日本の安全保障の要である自衛隊基地。
その周辺で、中国資本を中心とした外国資本による土地買収が静かに、しかし着実に進んでいる。
かつては北海道の森林や水源地が主なターゲットとされていたが、現在その触手は国防の最前線へと伸びている。
この事態は単なる不動産取引なのか、それとも国家戦略の一環なのだろうか。
国境の危機と政府の統制

画像 : 国会議事堂(東京都千代田区)Kakidai CC BY-SA 4.0
長年、日本には外国資本による土地取得を制限する法律が、事実上存在しなかった。
「私有財産の不可侵」を盾に、誰がどこを買い占めても、政府がそれを把握・規制する術は極めて限定的であったのだ。
特に北海道や沖縄、対馬といった国防上の要衝において、重要施設周辺の土地・建物の取得をめぐる懸念が積み重なり、実態把握の制度化が進んだ。
内閣府の取りまとめでは、重要施設周辺等の注視区域内で令和6年度に確認された外国人・外国系法人による取得は3,498筆個(総数の3.1%)で、中国(香港含む)が1,674筆個(47.5%)と最多だった。
2022年に全面施行された「重要土地利用規制法」は、その歪みを正すための一歩である。
自衛隊基地や原子力発電所、国境離島などの周囲おおむね1キロを「注視区域」とし、土地・建物の利用状況等を公簿や届出、公開情報などで調査し、重要施設等の機能を阻害するおそれのある利用には、中止等を求め得る枠組みを整えた。
しかし、この規制はあくまで「利用」に焦点を当てたものであり、所有そのものを禁止するものではない。
内閣府の公表では、令和6年度中に重要土地等調査法第9条に基づく勧告・命令は実施されていない。
法の網を潜り抜けるダミー会社の存在や、登記情報の不透明さが、依然として政府の統制を阻む壁となっている。
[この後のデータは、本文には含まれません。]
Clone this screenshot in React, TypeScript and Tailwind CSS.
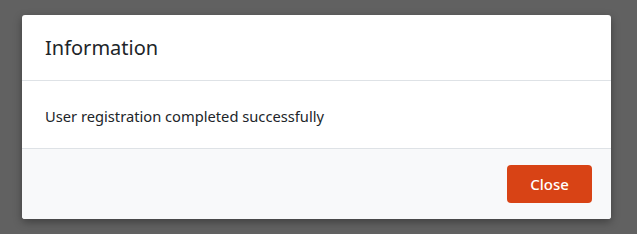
import React from "react";

export default function App() {
  return (
    <div
      className="w-[637px] h-[234px] bg-[#616161] pt-[15px] pl-[22px]"
      style={{ fontFamily: '"Noto Sans", "Open Sans", sans-serif' }}
    >
      <div className="w-[589px] h-[204px] bg-white rounded-[3px] shadow-[0_3px_8px_rgba(0,0,0,0.35)] flex flex-col overflow-hidden">
        <div className="h-[66px] shrink-0 border-b border-[#dee2e6] flex items-center px-[23px]">
          <h2 className="text-[20px] text-[#212529] leading-none">Information</h2>
        </div>
        <div className="h-[68px] shrink-0 border-b border-[#dee2e6] flex items-center px-[23px] pt-[3px]">
          <p className="text-[14.7px] text-[#212529]">User registration completed successfully</p>
        </div>
        <div className="flex-1 bg-[#f8f9fa] flex items-center justify-end pr-[19px]">
          <button className="w-[85px] h-[38px] bg-[#d84315] text-white text-[15px] font-medium rounded-[4px]">
            Close
          </button>
        </div>
      </div>
    </div>
  );
}
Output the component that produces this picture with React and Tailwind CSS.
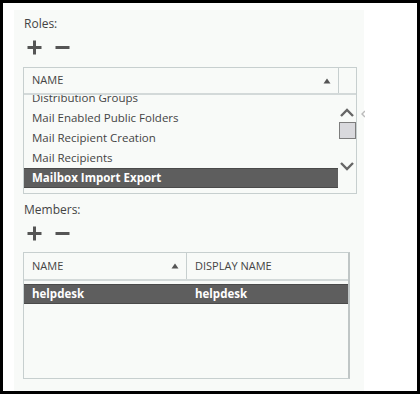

画像 : 陸上自衛隊 久留米駐屯地 wiki c Akash Shrestha
安全保障への渇望と見えない監視
なぜ中国資本は、あえて基地周辺に執着するのか。
専門家が指摘するのは、物理的な攻撃よりも「静かなる侵略」だ。
基地に隣接する土地に高層ビルや通信施設が建設されれば、電波傍受やレーザーによる妨害、さらには隊員の出入りや装備の監視が容易になる。
いわば、日本の防衛網の内部に「合法的な観測拠点」を確保することに他ならない。
現場の自衛官や地域住民の間では、募る不安と、実効性の伴わない対策への渇望が渦巻いている。
一方で、地元の経済界からは、過度な規制が不動産価格の下落や投資の停滞を招くという懸念の声も上がる。
経済的利益と国家の安全。
この二律背反する課題の中で、日本は今、どの国も当たり前に行っている「自国の領土を守る」という基本に立ち返ることが求められている。

画像 : 防衛省市ヶ谷庁舎(東京都) 重要施設周辺等注視区域の代表例 wiki c 本屋
未来への展望と真の統制
土地は一度奪われれば、取り戻すことは極めて困難だ。
中国資本による買収劇は、日本の法整備の甘さと、安全保障に対する意識の低さを浮き彫りにした。
今後、注視区域の拡大や、より厳格な所有権の制限に踏み込めるかどうかが、日本の主権を守る試金石となるだろう。
政府は「自由な取引」を尊重しつつも、国家の根幹を脅かす動きに対しては、断固とした統制を敷く覚悟が必要だ。
見えない監視の目が日本の防衛力を蝕む前に、私たちは足元の土地が誰の手に渡っているのか、今一度直視しなければならない。